The SL-at-age data were described by the following three growth models: 1) the von Bertalanffy growth function (VBGF) $S L_{t} = S L_{\infty} (1 - e^{- K (t - t_{0})})$ , where $S L_{t}$ is the standard length at age t, $S L_{\infty}$ is the asymptotic length, K is the growth coefficient and t₀ is the hypothetical age at zero-length; 2) the logistic growth function (LGF) $S L_{t} = S L_{\infty} / (1 + e^{- K (t - t_{0})})$ and 3) the Gompertz growth function (GGF) $S L_{t} = S L_{\infty} e^{- e^{- K (t - t_{0 -})}}$ . Parameter estimates were obtained for the three models using nonlinear regression. Akaike Information Criterion (AICc) was used to assess the best-fit model based on goodness of fit and parsimony for males, females, and all individuals pooled (Akaike, 1983). The model with the smallest AICc value was selected as the best among the candidates. These three models are frequently employed in the fitting of growth equations, and it is important to note that there is no species that is exclusively associated with a single equation. The age-growth data were used to fit all three models simultaneously, and by using the Akaike information criterion and the comparison of the R2 of the equations, it was determined that the most suitable growth equation type for O. potamophila in this study was Logistic model. Of course, the most common one must be VB model, and the results showed that the R2 of VB model and Logistic model were approximately equal, but the AICc of Logistic was smaller and the estimated limiting body length is more in line with the current reality. The AICc difference (Δ_i) was computed for candidate models to evaluate relative model support. Models with Δ_{i <}2 have substantial support, while there is considerably less support for models with 4 <Δ_{i <}7, and models with Δ_{i >}10 have essentially no support and might be omitted from further consideration (Anderson & Burnham, 2002). The three growth functions for males and females were compared using the analysis of residual sums of squares (RSS) method (Chen et al., 1992). And the mean size of males and females was also compared. The growth performance index (GPI) $φ^{'}$ (phi-prime) was calculated using the following formula (Pauly and Munro, 1984): $φ^{'}$ = log₁₀K + 2log₁₀ $S L_{\infty}$ .
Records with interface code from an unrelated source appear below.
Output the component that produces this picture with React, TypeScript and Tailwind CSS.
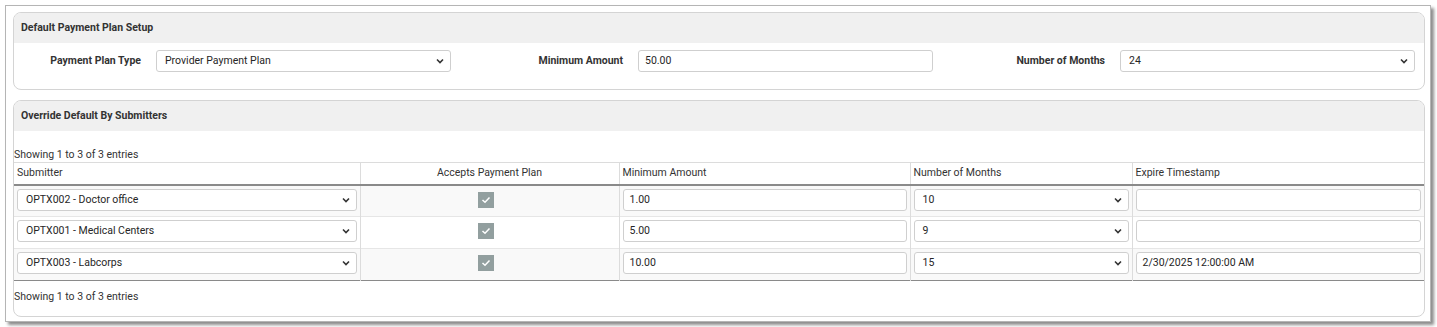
const font = { fontFamily: 'Roboto, "Liberation Sans", Arial, sans-serif' }

function Chevron() {
  return (
    <svg width="8" height="6" viewBox="0 0 8 6" className="shrink-0">
      <path d="M1 1.5 L4 4.5 L7 1.5" fill="none" stroke="#333" strokeWidth="1.6" />
    </svg>
  )
}

function Select({ value, className = '' }: { value: string; className?: string }) {
  return (
    <div
      className={`h-[22px] flex items-center justify-between border border-[#cfcfcf] rounded-[3px] bg-white pl-[8px] pr-[6px] text-[10.5px] text-[#262626] ${className}`}
    >
      <span>{value}</span>
      <Chevron />
    </div>
  )
}

function Input({ value, className = '' }: { value: string; className?: string }) {
  return (
    <div
      className={`h-[22px] flex items-center border border-[#cfcfcf] rounded-[3px] bg-white pl-[6px] text-[10.5px] text-[#262626] ${className}`}
    >
      {value}
    </div>
  )
}

function Check() {
  return (
    <div className="w-[16px] h-[16px] bg-[#929f9f] flex items-center justify-center">
      <svg width="10" height="8" viewBox="0 0 10 8">
        <path d="M1.5 4 L4 6.3 L8.5 1.5" fill="none" stroke="#fff" strokeWidth="1.5" />
      </svg>
    </div>
  )
}

const rows = [
  { sub: 'OPTX002 - Doctor office', min: '1.00', months: '10', exp: '' },
  { sub: 'OPTX001 - Medical Centers', min: '5.00', months: '9', exp: '' },
  { sub: 'OPTX003 - Labcorps', min: '10.00', months: '15', exp: '2/30/2025 12:00:00 AM' },
]

export default function App() {
  return (
    <div className="w-[1437px] h-[327px] bg-white pt-[5px] pl-[5px]" style={font}>
      <div className="w-[1426px] h-[317px] border border-[#b5b5b5] bg-white shadow-[3px_3px_3px_rgba(0,0,0,0.45)] pt-[6px] px-[7px]">
        {/* default setup */}
        <div className="w-[1412px] border border-[#d4d4d4] rounded-[8px] overflow-hidden">
          <div className="h-[30px] bg-[#f0f0f0] flex items-center pl-[7px] text-[10.5px] font-bold text-[#333]">
            Default Payment Plan Setup
          </div>
          <div className="h-[46px] flex items-start pt-[7px] text-[10.5px] font-bold text-[#333]">
            <div className="w-[127px] h-[22px] flex items-center justify-end">Payment Plan Type</div>
            <Select value="Provider Payment Plan" className="ml-[15px] w-[295px] font-normal" />
            <div className="w-[172px] h-[22px] flex items-center justify-end">Minimum Amount</div>
            <Input value="50.00" className="ml-[15px] w-[295px] font-normal" />
            <div className="w-[172px] h-[22px] flex items-center justify-end">Number of Months</div>
            <Select value="24" className="ml-[15px] w-[295px] font-normal" />
          </div>
        </div>

        {/* override */}
        <div className="w-[1412px] mt-[10px] border border-[#d4d4d4] rounded-[8px] overflow-hidden">
          <div className="h-[30px] bg-[#f0f0f0] flex items-center pl-[7px] text-[10.5px] font-bold text-[#333]">
            Override Default By Submitters
          </div>
          <div className="pt-[16px] text-[10.5px] text-[#333] leading-[15px]">Showing 1 to 3 of 3 entries</div>
          <table className="w-full border-collapse text-[10.5px] text-[#333]">
            <thead>
              <tr className="h-[22px] border-t border-[#dcdcdc] border-b-2 border-b-[#8a8a8a]">
                <th className="w-[346px] text-left font-normal pl-[3px] border-r border-[#dcdcdc]">Submitter</th>
                <th className="w-[259px] text-center font-normal border-r border-[#dcdcdc]">Accepts Payment Plan</th>
                <th className="w-[291px] text-left font-normal pl-[3px] border-r border-[#dcdcdc]">Minimum Amount</th>
                <th className="w-[222px] text-left font-normal pl-[3px] border-r border-[#dcdcdc]">Number of Months</th>
                <th className="text-left font-normal pl-[3px]">Expire Timestamp</th>
              </tr>
            </thead>
            <tbody>
              {rows.map((r, i) => (
                <tr
                  key={r.sub}
                  className={`h-[32px] ${i % 2 === 0 ? 'bg-[#f9f9f9]' : 'bg-white'} ${
                    i === rows.length - 1 ? 'border-b border-[#8a8a8a]' : 'border-b border-[#e6e6e6]'
                  }`}
                >
                  <td className="px-[3px] pt-[3px] pb-[5px] align-top border-r border-[#dcdcdc]">
                    <Select value={r.sub} />
                  </td>
                  <td className="pt-[6px] align-top border-r border-[#dcdcdc]">
                    <div className="flex justify-center pr-[7px]">
                      <Check />
                    </div>
                  </td>
                  <td className="px-[3px] pt-[3px] pb-[5px] align-top border-r border-[#dcdcdc]">
                    <Input value={r.min} />
                  </td>
                  <td className="px-[3px] pt-[3px] pb-[5px] align-top border-r border-[#dcdcdc]">
                    <Select value={r.months} />
                  </td>
                  <td className="px-[3px] pt-[3px] pb-[5px] align-top">
                    <Input value={r.exp} />
                  </td>
                </tr>
              ))}
            </tbody>
          </table>
          <div className="h-[35px] pt-[8px] text-[10.5px] text-[#333] leading-[15px]">Showing 1 to 3 of 3 entries</div>
        </div>
      </div>
    </div>
  )
}
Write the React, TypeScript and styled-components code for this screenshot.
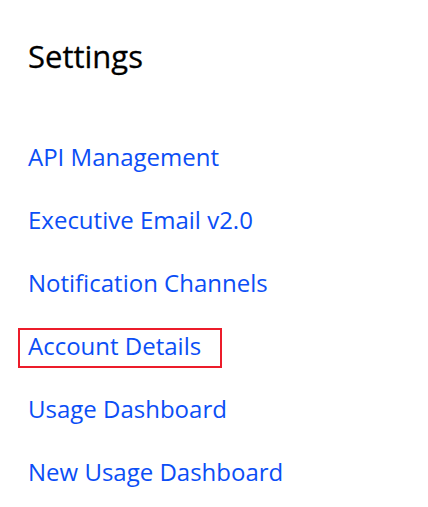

The length-weight relationship (LWR) was described for each sex by $B W = a S L^{b}$ , where a is the intercept of the regression or shape coefficient and b is the allometric or slope parameter (Ricker, 1975). Analysis of covariance (ANCOVA) was used to compare (log-transformed) LWR relationships for males and females (length and weight as dependent and independent variables, respectively, and sex as a covariate). The difference between b and isometric growth value (b = 3) was tested by t-test (Froese, 2006).

2.4 Mortality

To obtain the total mortality (Z), the catch curve analysis was applied (Ricker, 1975). The natural mortality (M) were obtained from Pauly (1980) empirical equation: log₁₀M = -0.0066 – 0.279log₁₀ $S L_{\infty}$ + 0.6543log₁₀K + 0.4634log₁₀T, where T is the average annual water temperature (in the present study, T = 17.31°C from (Qu et al., 2020). Fishing mortality (F) was estimated from the equation F = Z – M (Gulland, 1965), and exploitation rate (E) was estimated using the equation of (Elliott, 1983): E = F/Z. We used nonparametric statistics to analyze when data was non-normality and non-homogeneous. Statistical tests were conducted using SPSS 19.0 software and R 3.5.3 (R Project for Statistical Computing, http://www.r-project.org/).

3 Results

A total of 591 individuals were analyzed of otoliths, of which 294 males (SL: 54.18-145.58 mm; BW: 3.75-88.52g) and 297 females (SL: 55.97-135.96 mm; BW: 4.34-85.32g) could be identified (Table 1). The mean SL was not statistically different between males (92.21 ± 17.73mm) and females (91.03 ± 14.9 mm; p=0.926>0.05).

Table 1

Table 1. Sampling date, n, SL and BW of Odontobutis potamophila collected from Nansi Lake.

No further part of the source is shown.